As to the effect on the economy: The first effect of the enactment of this proposal is from the emission of $2,000,000,000 of Government guaranteed credit for 100 percent financing which is highly inflationary. The second effect upon the economy is a further pressure for higher home building costs, and this will be especially burdensome upon the small private builder because such large operations as the public housing program and this Government housing program have à very preferred position in the building materials and building labor markets, and the small builder will again find himself short of many items and labor on many occasions.
The third effect upon the economy of such a program is the deterrance to private enterprise indicated above. The fourth and final effect upon the economy is so dark that I hesitate to state it. But it is the same as the ultimate effect of progressive steps toward socialism in other fields of business.

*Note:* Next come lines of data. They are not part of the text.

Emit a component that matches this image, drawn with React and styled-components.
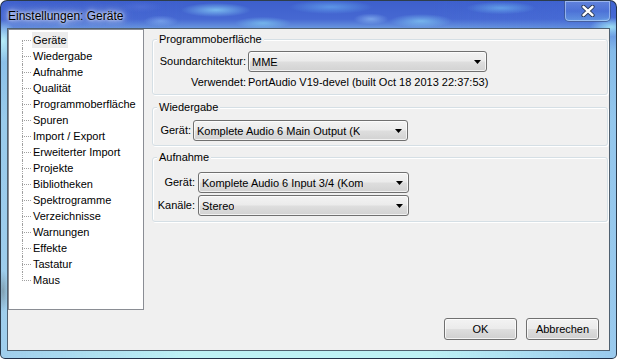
import React from "react";
import styled, { createGlobalStyle } from "styled-components";

const GlobalStyle = createGlobalStyle`
  html, body { margin: 0; padding: 0; background: #ffffff; }
  body { font-family: "Liberation Sans", Arial, sans-serif; font-size: 11px; color: #000; }
  #root { width: 617px; height: 359px; }
  * { box-sizing: border-box; }
`;

const Window = styled.div`
  position: relative;
  width: 617px;
  height: 359px;
  border: 1px solid rgba(30, 42, 58, 0.9);
  border-radius: 7px 7px 5px 5px;
  padding: 0 6px 7px;
  display: flex;
  flex-direction: column;
  overflow: hidden;
  background:
    radial-gradient(50px 10px at 215px 9px, rgba(150, 230, 255, 0.65), transparent 70%),
    radial-gradient(40px 9px at 262px 22px, rgba(140, 225, 250, 0.55), transparent 70%),
    radial-gradient(60px 10px at 330px 6px, rgba(120, 200, 255, 0.5), transparent 70%),
    radial-gradient(25px 8px at 370px 18px, rgba(170, 220, 255, 0.5), transparent 70%),
    radial-gradient(45px 10px at 420px 20px, rgba(150, 235, 255, 0.55), transparent 70%),
    radial-gradient(50px 9px at 500px 7px, rgba(130, 215, 255, 0.5), transparent 70%),
    radial-gradient(25px 8px at 160px 20px, rgba(160, 210, 255, 0.45), transparent 70%),
    radial-gradient(30px 8px at 140px 6px, rgba(90, 120, 220, 0.5), transparent 70%),
    radial-gradient(30px 14px at 610px 26px, rgba(170, 240, 250, 0.8), transparent 70%),
    radial-gradient(20px 30px at 2px 40px, rgba(190, 245, 250, 0.9), transparent 70%),
    radial-gradient(8px 30px at 2px 290px, rgba(110, 130, 140, 0.6), transparent 70%),
    linear-gradient(90deg, rgba(70, 100, 210, 0.25), rgba(60, 90, 210, 0) 30%, rgba(60, 90, 210, 0) 70%, rgba(70, 110, 220, 0.3)),
    linear-gradient(180deg, #3d5fcc 0px, #4668d2 18px, #6c9be0 28px, #9fdcef 50px, #b4ecf3 120px, #bdf1f5 100%);
`;

const TitleBar = styled.div`
  height: 27px;
  flex: 0 0 27px;
  display: flex;
  align-items: center;
  justify-content: space-between;
  padding-left: 1px;
`;

const TitleText = styled.span`
  font-family: "Liberation Sans", Arial, sans-serif;
  font-size: 12px;
  color: #000;
  padding-top: 2px;
  text-shadow: 0 0 6px rgba(255, 255, 255, 0.95), 0 0 12px rgba(230, 245, 255, 0.9), 0 0 3px rgba(255, 255, 255, 0.9);
`;

const CloseButton = styled.div`
  align-self: flex-start;
  margin-right: -1px;
  width: 47px;
  height: 21px;
  display: flex;
  align-items: center;
  justify-content: center;
  border: 1px solid rgba(40, 60, 110, 0.55);
  border-top: none;
  border-radius: 0 0 5px 5px;
  box-shadow: inset 0 0 0 1px rgba(210, 230, 255, 0.5);
  background: linear-gradient(180deg, rgba(140, 170, 235, 0.45), rgba(100, 140, 225, 0.3) 50%, rgba(130, 200, 240, 0.45));
`;

const Client = styled.div`
  flex: 1;
  display: flex;
  flex-direction: column;
  border: 1px solid #4f6070;
  background: #f0f0f0;
`;

const Main = styled.div`
  display: flex;
  align-items: flex-start;
`;

const TreeBox = styled.div`
  width: 136px;
  height: 281px;
  flex: 0 0 136px;
  background: #ffffff;
  border: 1px solid #8a8d94;
  padding-top: 2px;
`;

const TreeList = styled.div`
  margin-left: 13px;
`;

const TreeRow = styled.div`
  position: relative;
  height: 16px;
  display: flex;
  align-items: center;
  padding-left: 10px;

  &::before {
    content: "";
    position: absolute;
    left: 0;
    top: 8px;
    width: 9px;
    border-top: 1px dotted #a0a0a0;
  }

  &::after {
    content: "";
    position: absolute;
    left: 0;
    top: ${(p) => (p.$first ? "8px" : "0")};
    height: ${(p) => (p.$last ? "9px" : p.$first ? "8px" : "16px")};
    border-left: 1px dotted #a0a0a0;
  }
`;

const TreeLabel = styled.span`
  line-height: 16px;
  padding: 0 1px;
  white-space: nowrap;
  background: ${(p) => (p.$selected ? "#ececec" : "transparent")};
`;

const RightCol = styled.div`
  flex: 1;
  margin-left: 8px;
  padding-right: 1px;
  display: flex;
  flex-direction: column;
`;

const Group = styled.div`
  position: relative;
  margin-top: ${(p) => p.$mt}px;
  border: 1px solid #d5dfe5;
  border-radius: 3px;
  box-shadow: inset 1px 1px 0 #ffffff, 1px 1px 0 #ffffff;
`;

const Caption = styled.span`
  position: absolute;
  top: -7px;
  left: 4px;
  padding: 0 2px;
  line-height: 13px;
  background: #f0f0f0;
`;

const FormGrid = styled.div`
  display: grid;
  grid-template-columns: ${(p) => p.$label}px auto;
  column-gap: ${(p) => p.$gap}px;
  row-gap: ${(p) => p.$rowGap}px;
  align-items: center;
  justify-content: start;
  padding: ${(p) => p.$pad};
`;

const Label = styled.span`
  text-align: right;
  white-space: nowrap;
  line-height: 13px;
`;

const Value = styled.span`
  white-space: nowrap;
  line-height: 13px;
`;

const Combo = styled.div`
  width: ${(p) => p.$w}px;
  height: 21px;
  display: flex;
  align-items: center;
  justify-content: space-between;
  padding: 0 5px 0 3px;
  border: 1px solid #707070;
  border-radius: 3px;
  background: linear-gradient(180deg, #f3f3f3 0%, #ebebeb 48%, #dedede 52%, #d2d2d2 100%);
  box-shadow: inset 0 0 0 1px rgba(255, 255, 255, 0.7);
  overflow: hidden;
`;

const ComboText = styled.span`
  white-space: nowrap;
  overflow: hidden;
`;

const Footer = styled.div`
  display: flex;
  justify-content: flex-end;
  gap: 9px;
  padding: 8px 10px 10px 0;
`;

const Button = styled.button`
  width: 73px;
  height: 22px;
  padding: 0;
  font-family: "Liberation Sans", Arial, sans-serif;
  font-size: 11px;
  color: #000;
  border: 1px solid #707070;
  border-radius: 3px;
  background: linear-gradient(180deg, #f3f3f3 0%, #ebebeb 48%, #dedede 52%, #d0d0d0 100%);
  box-shadow: inset 0 0 0 1px rgba(255, 255, 255, 0.75);
`;

const Arrow = () => (
  <svg width="7" height="4" viewBox="0 0 7 4">
    <polygon points="0,0 7,0 3.5,4" fill="#000" />
  </svg>
);

const CloseGlyph = () => (
  <svg width="14" height="12" viewBox="0 0 14 12">
    <path d="M2.5 1.8 L11.5 10.2 M11.5 1.8 L2.5 10.2" stroke="#2b3a55" strokeWidth="4.2" strokeLinecap="round" />
    <path d="M2.5 1.8 L11.5 10.2 M11.5 1.8 L2.5 10.2" stroke="#ffffff" strokeWidth="2.4" strokeLinecap="round" />
  </svg>
);

const treeItems = [
  "Geräte",
  "Wiedergabe",
  "Aufnahme",
  "Qualität",
  "Programmoberfläche",
  "Spuren",
  "Import / Export",
  "Erweiterter Import",
  "Projekte",
  "Bibliotheken",
  "Spektrogramme",
  "Verzeichnisse",
  "Warnungen",
  "Effekte",
  "Tastatur",
  "Maus",
];

export default function App() {
  return (
    <>
      <GlobalStyle />
      <Window>
        <TitleBar>
          <TitleText>Einstellungen: Geräte</TitleText>
          <CloseButton>
            <CloseGlyph />
          </CloseButton>
        </TitleBar>
        <Client>
          <Main>
            <TreeBox>
              <TreeList>
                {treeItems.map((t, i) => (
                  <TreeRow key={t} $first={i === 0} $last={i === treeItems.length - 1}>
                    <TreeLabel $selected={i === 0}>{t}</TreeLabel>
                  </TreeRow>
                ))}
              </TreeList>
            </TreeBox>
            <RightCol>
              <Group $mt={10}>
                <Caption>Programmoberfläche</Caption>
                <FormGrid $label={88} $gap={2} $rowGap={4} $pad="11px 0 5px 5px">
                  <Label>Soundarchitektur:</Label>
                  <Combo $w={239}>
                    <ComboText>MME</ComboText>
                    <Arrow />
                  </Combo>
                  <Label>Verwendet:</Label>
                  <Value>PortAudio V19-devel (built Oct 18 2013 22:37:53)</Value>
                </FormGrid>
              </Group>
              <Group $mt={12}>
                <Caption>Wiedergabe</Caption>
                <FormGrid $label={33} $gap={2} $rowGap={2} $pad="12px 0 4px 5px">
                  <Label>Gerät:</Label>
                  <Combo $w={215}>
                    <ComboText>Komplete Audio 6 Main Output (K</ComboText>
                    <Arrow />
                  </Combo>
                </FormGrid>
              </Group>
              <Group $mt={11}>
                <Caption>Aufnahme</Caption>
                <FormGrid $label={38} $gap={3} $rowGap={2} $pad="14px 0 5px 4px">
                  <Label>Gerät:</Label>
                  <Combo $w={211}>
                    <ComboText>Komplete Audio 6 Input 3/4 (Kom</ComboText>
                    <Arrow />
                  </Combo>
                  <Label>Kanäle:</Label>
                  <Combo $w={211}>
                    <ComboText>Stereo</ComboText>
                    <Arrow />
                  </Combo>
                </FormGrid>
              </Group>
            </RightCol>
          </Main>
          <Footer>
            <Button>OK</Button>
            <Button>Abbrechen</Button>
          </Footer>
        </Client>
      </Window>
    </>
  );
}
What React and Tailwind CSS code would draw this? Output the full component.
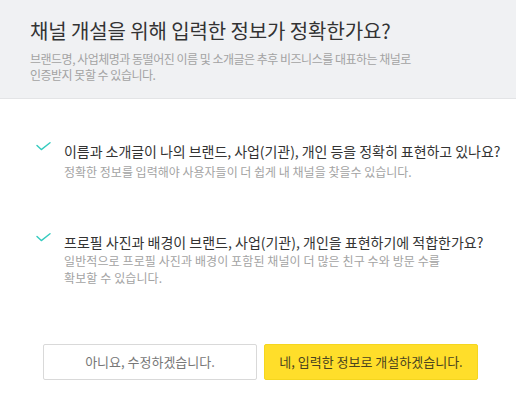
import React from "react";

function Check() {
  return (
    <svg width="15" height="10" viewBox="0 0 15 10" className="shrink-0">
      <polyline points="1,3.4 5.3,7.6 14,0.8" fill="none" stroke="#35cbbf" strokeWidth="1.4" strokeLinecap="round" strokeLinejoin="round" />
    </svg>
  );
}

export default function App() {
  const font = { fontFamily: '"Noto Sans CJK KR", "Noto Sans", sans-serif' };
  return (
    <div className="w-[516px] h-[416px] bg-white" style={font}>
      <div className="bg-[#f0f1f3] border-b border-[#e3e4e6] pl-[30px] pt-[18px] pb-[15px]">
        <h1 className="text-[20px] leading-[26px] text-[#333] tracking-[-0.1px]">채널 개설을 위해 입력한 정보가 정확한가요?</h1>
        <p className="mt-[7px] text-[12px] leading-[16px] text-[#a3a3a3] tracking-[-0.5px]">
          브랜드명, 사업체명과 동떨어진 이름 및 소개글은 추후 비즈니스를 대표하는 채널로
          <br />
          인증받지 못할 수 있습니다.
        </p>
      </div>
      <div className="pl-[36px] pt-[42px]">
        <div className="flex gap-[13px]">
          <div className="pt-[1px]"><Check /></div>
          <div>
            <div className="text-[14px] leading-[20px] text-[#333] tracking-[-0.05px]">이름과 소개글이 나의 브랜드, 사업(기관), 개인 등을 정확히 표현하고 있나요?</div>
            <div className="mt-[2px] text-[12px] leading-[17px] text-[#a3a3a3]">정확한 정보를 입력해야 사용자들이 더 쉽게 내 채널을 찾을수 있습니다.</div>
          </div>
        </div>
        <div className="flex gap-[13px] mt-[52px]">
          <div className="pt-[1px]"><Check /></div>
          <div>
            <div className="text-[14px] leading-[20px] text-[#333] tracking-[0px]">프로필 사진과 배경이 브랜드, 사업(기관), 개인을 표현하기에 적합한가요?</div>
            <div className="text-[12px] leading-[17px] text-[#a3a3a3] tracking-[0.1px]">
              일반적으로 프로필 사진과 배경이 포함된 채널이 더 많은 친구 수와 방문 수를
              <br />
              확보할 수 있습니다.
            </div>
          </div>
        </div>
      </div>
      <div className="flex gap-[7px] pl-[43px] mt-[58px]">
        <button className="w-[214px] h-[36px] border border-[#d9d9d9] rounded-[2px] bg-white text-[13px] text-[#777]">아니요, 수정하겠습니다.</button>
        <button className="w-[214px] h-[36px] border border-[#f5d61e] rounded-[2px] bg-[#ffde2a] text-[13px] text-[#4a4420]">네, 입력한 정보로 개설하겠습니다.</button>
      </div>
    </div>
  );
}
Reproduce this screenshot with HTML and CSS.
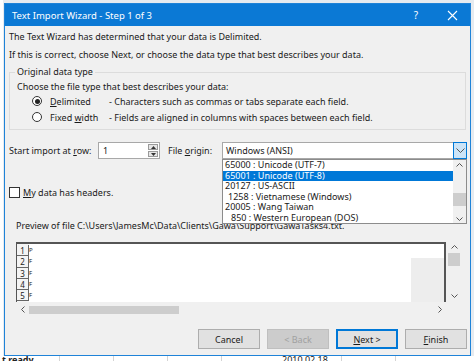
FILE: index.html
```html
<!DOCTYPE html>
<html lang="en">
<head>
  <meta charset="UTF-8" />
  <title>Text Import Wizard</title>
  <link rel="stylesheet" href="styles.css">
</head>
<body>
<div class="desk">
  <div class="dialog">
    <div class="titlebar">
      <span class="title">Text Import Wizard - Step 1 of 3</span>
      <span class="help">?</span>
      <span class="close">
        <svg width="11" height="11" viewBox="0 0 11 11"><path d="M1 1 L10 10 M10 1 L1 10" stroke="#fff" stroke-width="1.1" fill="none"/></svg>
      </span>
    </div>

    <div class="content">
      <p class="intro">The Text Wizard has determined that your data is Delimited.</p>
      <p class="intro">If this is correct, choose Next, or choose the data type that best describes your data.</p>

      <fieldset class="group">
        <legend>Original data type</legend>
        <p class="choose">Choose the file type that best describes your data:</p>
        <div class="option">
          <span class="radio checked"></span>
          <span class="opt-name"><u>D</u>elimited</span>
          <span class="opt-desc">- Characters such as commas or tabs separate each field.</span>
        </div>
        <div class="option">
          <span class="radio"></span>
          <span class="opt-name">Fixed <u>w</u>idth</span>
          <span class="opt-desc">- Fields are aligned in columns with spaces between each field.</span>
        </div>
      </fieldset>

      <div class="import-row">
        <span class="label-start">Start import at <u>r</u>ow:</span>
        <div class="spin">
          <span class="spin-value">1</span>
          <div class="spin-btns">
            <span class="spin-btn"><svg width="5" height="3" viewBox="0 0 5 3"><path d="M0 3 L2.5 0 L5 3 Z" fill="#333"/></svg></span>
            <span class="spin-btn"><svg width="5" height="3" viewBox="0 0 5 3"><path d="M0 0 L2.5 3 L5 0 Z" fill="#333"/></svg></span>
          </div>
        </div>
        <span class="label-origin">File <u>o</u>rigin:</span>
        <div class="select">
          <span class="select-value">Windows (ANSI)</span>
          <span class="select-btn">
            <svg width="9" height="5" viewBox="0 0 9 5"><path d="M0.5 0.5 L4.5 4.5 L8.5 0.5" stroke="#555" stroke-width="1" fill="none"/></svg>
          </span>
          <div class="dropdown">
            <ul class="dropdown-list">
              <li>65000 : Unicode (UTF-7)</li>
              <li class="selected">65001 : Unicode (UTF-8)</li>
              <li>20127 : US-ASCII</li>
              <li class="pad1">1258 : Vietnamese (Windows)</li>
              <li>20005 : Wang Taiwan</li>
              <li class="pad2">850 : Western European (DOS)</li>
            </ul>
            <div class="list-scroll">
              <svg class="arr" width="7" height="4" viewBox="0 0 7 4"><path d="M0.5 3.5 L3.5 0.5 L6.5 3.5" stroke="#555" stroke-width="1" fill="none"/></svg>
              <span class="list-thumb"></span>
              <svg class="arr" width="7" height="4" viewBox="0 0 7 4"><path d="M0.5 0.5 L3.5 3.5 L6.5 0.5" stroke="#555" stroke-width="1" fill="none"/></svg>
            </div>
          </div>
        </div>
      </div>

      <label class="headers"><span class="checkbox"></span><span><u>M</u>y data has headers.</span></label>

      <p class="preview-label">Preview of file C:\Users\JamesMc\Data\Clients\Gawa\Support\GawaTasks4.txt.</p>

      <div class="preview">
        <div class="preview-body">
          <div class="row-nums">
            <span class="num">1</span>
            <span class="num">2</span>
            <span class="num">3</span>
            <span class="num">4</span>
            <span class="num">5</span>
          </div>
          <div class="row-marks">
            <span>Þ</span><span>F</span><span>F</span><span>F</span><span>F</span>
          </div>
          <div class="preview-data"></div>
          <div class="preview-rest"></div>
        </div>
        <div class="vscroll">
          <svg width="7" height="4" viewBox="0 0 7 4"><path d="M0.5 3.5 L3.5 0.5 L6.5 3.5" stroke="#555" stroke-width="1" fill="none"/></svg>
          <span class="vthumb"></span>
          <svg class="vdown" width="7" height="4" viewBox="0 0 7 4"><path d="M0.5 0.5 L3.5 3.5 L6.5 0.5" stroke="#555" stroke-width="1" fill="none"/></svg>
        </div>
        <div class="hscroll">
          <svg width="4" height="7" viewBox="0 0 4 7"><path d="M3.5 0.5 L0.5 3.5 L3.5 6.5" stroke="#555" stroke-width="1" fill="none"/></svg>
          <span class="hthumb"></span>
          <svg class="hright" width="4" height="7" viewBox="0 0 4 7"><path d="M0.5 0.5 L3.5 3.5 L0.5 6.5" stroke="#555" stroke-width="1" fill="none"/></svg>
        </div>
      </div>

      <div class="buttons">
        <button class="btn">Cancel</button>
        <button class="btn disabled">&lt; <u>B</u>ack</button>
        <button class="btn default"><u>N</u>ext &gt;</button>
        <button class="btn"><u>F</u>inish</button>
      </div>
    </div>
  </div>

  <div class="sheet-row">
    <span class="cell status">t ready</span>
    <span class="cell"></span>
    <span class="cell"></span>
    <span class="cell"></span>
    <span class="cell date">2010 02 18</span>
    <span class="cell"></span>
  </div>
</div>
</body>
</html>
```

FILE: styles.css
```css
* { box-sizing: border-box; }

body {
  margin: 0;
  width: 474px;
  height: 361px;
  overflow: hidden;
  background: #f7f8fa;
  font-family: "Noto Sans", "Open Sans", sans-serif;
  font-size: 9px;
  color: #1a1a1a;
}

.desk {
  padding: 3px 0 0 4px;
  background: linear-gradient(90deg, #ffffff 0, #ffffff 3px, #e6ebf0 3px);
}

.dialog {
  width: 467px;
  height: 353px;
  background: #f0f0f0;
  border: 1px solid #1f83d8;
  display: flex;
  flex-direction: column;
}

.titlebar {
  height: 22px;
  background: #0b79d5;
  color: #fff;
  display: flex;
  align-items: center;
  padding-left: 7px;
  font-size: 9.5px;
}

.title { flex-grow: 1; }

.help {
  width: 36px;
  text-align: center;
  font-size: 10px;
}

.close {
  width: 36px;
  display: flex;
  justify-content: center;
}

.content {
  padding: 2px 3px 0 4px;
  flex-grow: 1;
}

p { margin: 0; }

.intro { line-height: 18px; }

.group {
  margin: 1px 1px 0 0;
  padding: 0 0 4px 7px;
  border: 1px solid #dcdcdc;
  border-top-color: #dcdcdc;
}

.group legend {
  padding: 0 2px;
  margin-left: -2px;
  line-height: 14px;
}

.choose {
  line-height: 12px;
  padding-top: 2px;
}

.option {
  display: flex;
  align-items: center;
  height: 16px;
}

.radio {
  width: 10px;
  height: 10px;
  border: 1px solid #333;
  border-radius: 50%;
  margin: 0 8px 0 15px;
  background: #fff;
  display: flex;
  align-items: center;
  justify-content: center;
}

.radio.checked::after {
  content: "";
  width: 5px;
  height: 5px;
  border-radius: 50%;
  background: #222;
}

.opt-name { width: 59px; }

.import-row {
  display: flex;
  align-items: center;
  margin-top: 12px;
  height: 17px;
}

.label-start { width: 89px; }

.spin {
  width: 62px;
  height: 17px;
  background: #fff;
  border: 1px solid #a8a8a8;
  display: flex;
  align-items: center;
  padding-left: 4px;
}

.spin-value { flex-grow: 1; }

.spin-btns {
  display: flex;
  flex-direction: column;
  gap: 1px;
  margin-right: 1px;
}

.spin-btn {
  width: 10px;
  height: 6px;
  background: #e6e6e6;
  border: 1px solid #9a9a9a;
  display: flex;
  align-items: center;
  justify-content: center;
}

.label-origin {
  margin-left: 8px;
  width: 54px;
}

.select {
  position: relative;
  width: 245px;
  height: 17px;
  background: #fff;
  border: 1px solid #a8a8a8;
  display: flex;
  align-items: center;
  padding-left: 3px;
}

.select-value { flex-grow: 1; }

.select-btn {
  width: 14px;
  height: 17px;
  margin: -1px -1px -1px 0;
  background: #cce4f7;
  border: 1px solid #0078d7;
  display: flex;
  align-items: center;
  justify-content: center;
}

.dropdown {
  position: absolute;
  top: 16px;
  left: -1px;
  width: 245px;
  height: 65px;
  background: #fff;
  border: 1px solid #8c8c8c;
  display: flex;
  z-index: 2;
}

.dropdown-list {
  list-style: none;
  margin: 0;
  padding: 0;
  flex-grow: 1;
  line-height: 10.6px;
}

.dropdown-list li { padding-left: 2px; }
.dropdown-list li.pad1 { padding-left: 5px; }
.dropdown-list li.pad2 { padding-left: 8px; }

.dropdown-list li.selected {
  background: #0078d7;
  color: #fff;
}

.list-scroll {
  width: 13px;
  background: #f0f0f0;
  display: flex;
  flex-direction: column;
  align-items: center;
  padding: 3px 0 2px;
}

.list-thumb {
  width: 13px;
  height: 13px;
  background: #cdcdcd;
  margin-top: 26px;
  margin-bottom: auto;
}

.headers {
  display: flex;
  align-items: center;
  gap: 3px;
  margin-top: 26px;
  height: 14px;
}

.checkbox {
  width: 11px;
  height: 11px;
  background: #fff;
  border: 1px solid #333;
}

.preview-label {
  margin-top: 20px;
  padding-left: 7px;
  line-height: 14px;
}

.preview {
  margin: 9px 0 0 7px;
  width: 446px;
  height: 75px;
  display: grid;
  grid-template-columns: 430px 16px;
  grid-template-rows: 60px 15px;
}

.preview-body {
  display: flex;
  border-top: 2px solid #555;
  border-left: 1px solid #555;
  border-right: 2px solid #555;
  background: #fff;
}

.row-nums {
  display: flex;
  flex-direction: column;
  width: 12px;
  background: #f4f4f4;
  padding-top: 1px;
}

.num {
  height: 11.3px;
  border: 1px solid #666;
  border-top: none;
  border-left: none;
  font-size: 8px;
  line-height: 11px;
  text-align: center;
}

.row-marks {
  display: flex;
  flex-direction: column;
  padding-top: 1px;
  font-size: 6px;
  line-height: 11.3px;
  width: 4px;
}

.preview-data {
  width: 378px;
}

.preview-rest {
  flex-grow: 1;
  background: #ededed;
  margin-top: 14px;
}

.vscroll {
  display: flex;
  flex-direction: column;
  align-items: center;
  padding-top: 3px;
}

.vthumb {
  width: 12px;
  height: 13px;
  background: #cdcdcd;
  margin-top: 4px;
}

.vdown { margin-top: auto; margin-bottom: 4px; }

.hscroll {
  display: flex;
  align-items: center;
  padding-left: 5px;
  gap: 4px;
}

.hthumb {
  width: 150px;
  height: 8px;
  background: #cdcdcd;
}

.hright { margin-left: auto; margin-right: 4px; }

.buttons {
  display: flex;
  justify-content: flex-end;
  gap: 7px;
  margin-top: 12px;
}

.btn {
  width: 62px;
  height: 20px;
  font-family: inherit;
  font-size: 9px;
  color: #1a1a1a;
  background: #e1e1e1;
  border: 1px solid #adadad;
  padding: 0;
}

.btn.disabled {
  background: #cccccc;
  border-color: #bfbfbf;
  color: #a0a0a0;
}

.btn.disabled u { text-decoration: none; }

.btn.default {
  border: 2px solid #0078d7;
}

.sheet-row {
  display: flex;
  margin-left: -4px;
  height: 8px;
  background: #fff;
  font-size: 9px;
  line-height: 8px;
  overflow: hidden;
}

.cell {
  width: 54px;
  border-right: 1px solid #d4d4d4;
  color: #222;
}

.cell.status {
  width: 60px;
  padding-left: 2px;
  font-weight: bold;
}

.cell.date {
  width: 120px;
  padding-left: 60px;
}
```
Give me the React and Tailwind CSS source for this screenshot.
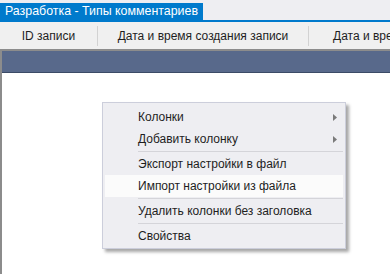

When the slightest economic disturbances arise, this subsidized Government housing can still rent for about $45 per month for $10,000 units, and therefore should be fully occupied, but tenants will move out of privately owned $10,000 units renting for $75 per month or more, and into these subsidized structures, throwing the entire burden of all vacancies on private landlords. It is well known that the ownership of real estate in depression periods in a free market is difficult enough. In the last depression private owners found themselves with more than 10 percent vacancies. In the next depression, and with public housing fully occupied at no cost except service cost, and this Government-subsidized housing fully occupied at about two-thirds of normal rents, private owners will find themselves with a still much greater vacancy, and our economy will suffer, indeed. Most Socialists think that such a condition will make it appear that we must then go all the way to a Socialist state.